At its best, a CRM for advisers covers:
- Client records, a complete, current view of each client and household.
- Interaction and task tracking, every meeting, call and action logged, with reminders and review dates.
- Workflow management, moving cases through the advice process (fact-find → research → suitability → implementation → review).
- Document management, suitability reports, disclosures and correspondence in one place.
- Compliance support, audit trails, review scheduling, and increasingly Consumer Duty outcome tracking.
- Reporting, management information on clients, pipeline, revenue and outcomes.
The features that actually matter when choosing
1. Integration. Does it connect with your platforms, providers, and financial planning/cash flow tools, or will you re-key data across systems? Integration (or the lack of it) is the biggest driver of day-to-day pain.
2. Compliance and Consumer Duty support. Can it evidence outcomes, schedule and record reviews, and support SMCR and vulnerable-customer tracking?
3. Workflow automation. Does it automate repetitive steps, review reminders, standard letters, data collection, or just store information passively?
4. Data security. Client financial data demands encryption, role-based access, audit logging and UK/EU data handling. Vet this as seriously as features (see our data-security guide).
5. Usability and adoption. A system the team won't use is worthless. Test the day-to-day experience, not just the feature list.
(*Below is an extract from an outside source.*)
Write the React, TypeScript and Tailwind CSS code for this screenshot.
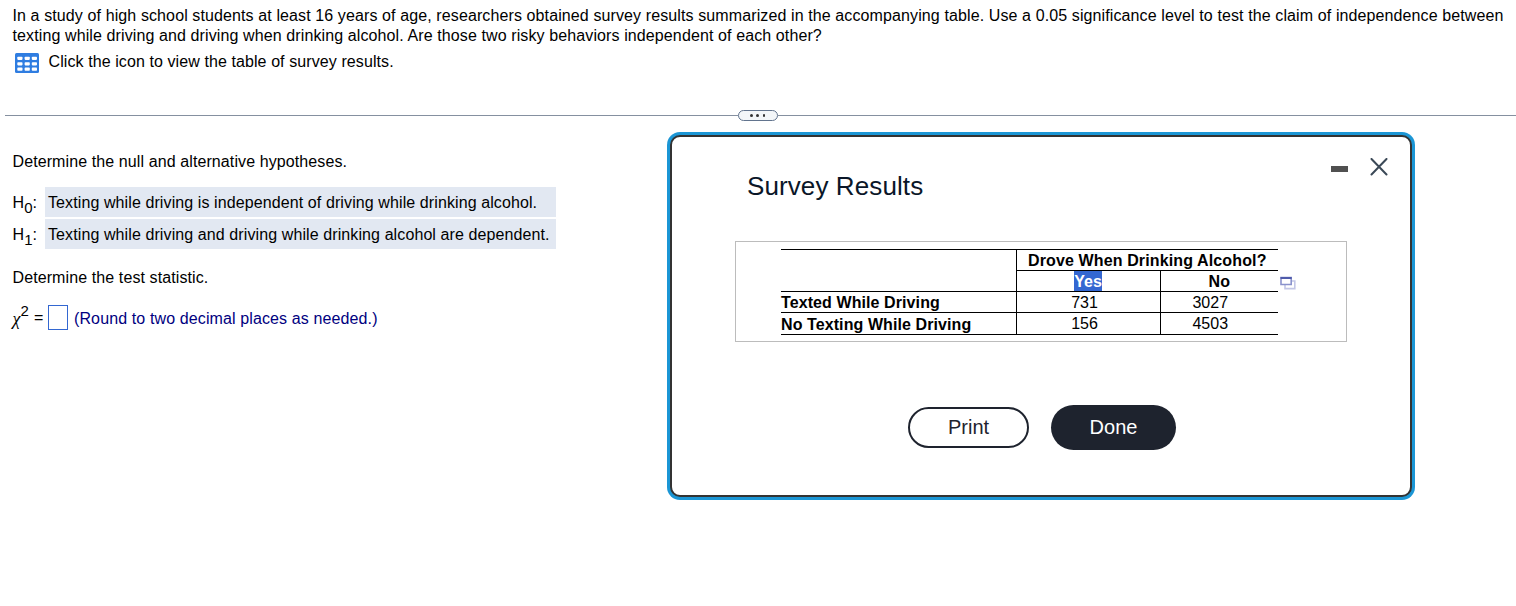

6. Total cost across the stack. Look beyond the sticker price to what you'll spend across all your tools. The typical UK IFA spends thousands per adviser per year on fragmented tech; consolidating can save more than the CRM costs.
The hidden cost of a fragmented tech stack
Many firms don't have "a CRM", they have a CRM, a separate fact-find tool, separate research, separate report-writing, separate cash flow modelling, and separate compliance tracking, none of which talk to each other. The result is duplicated data entry, inconsistency, integration headaches and a fat annual bill. When choosing, weigh how many tools a platform can replace as heavily as any single feature, one integrated system usually beats a "best-of-breed" patchwork on both cost and reliability.
Where the market is heading: from records to action
Traditional CRMs store data and wait for a human to act. The emerging generation of AI-native platforms goes further: they run the workflow, draft the outputs, surface risks, and track outcomes, turning the client hub from a filing cabinet into an active part of getting work done. For firms weighing a CRM decision now, it's worth asking not just "will this store our data well?" but "will this actually reduce the work?"
Frequently asked questions
Do financial advisers need a CRM?
For all but the smallest firms, yes. A CRM provides the single source of truth, audit trail and structured data that compliance, the Consumer Duty and efficient service require, things spreadsheets can't deliver at scale.
What's the difference between a CRM and back-office software for advisers?
The terms overlap. "CRM" emphasises client relationships and interactions; "back office" emphasises administration, workflow and compliance. Modern adviser platforms typically combine both.
What should I look for in a financial adviser CRM?
Integration with your other tools, compliance and Consumer Duty support, workflow automation, strong data security, good usability, and a sensible total cost across your whole tech stack.
How much do UK advisers spend on technology?
It varies, but the typical UK IFA spends several thousand pounds per adviser per year across a fragmented set of tools, one reason consolidating onto fewer, integrated systems is attractive.
Can one platform replace multiple adviser tools?
Increasingly, yes. Integrated and AI-native platforms aim to replace several disconnected tools with one system, reducing cost, re-keying and integration risk.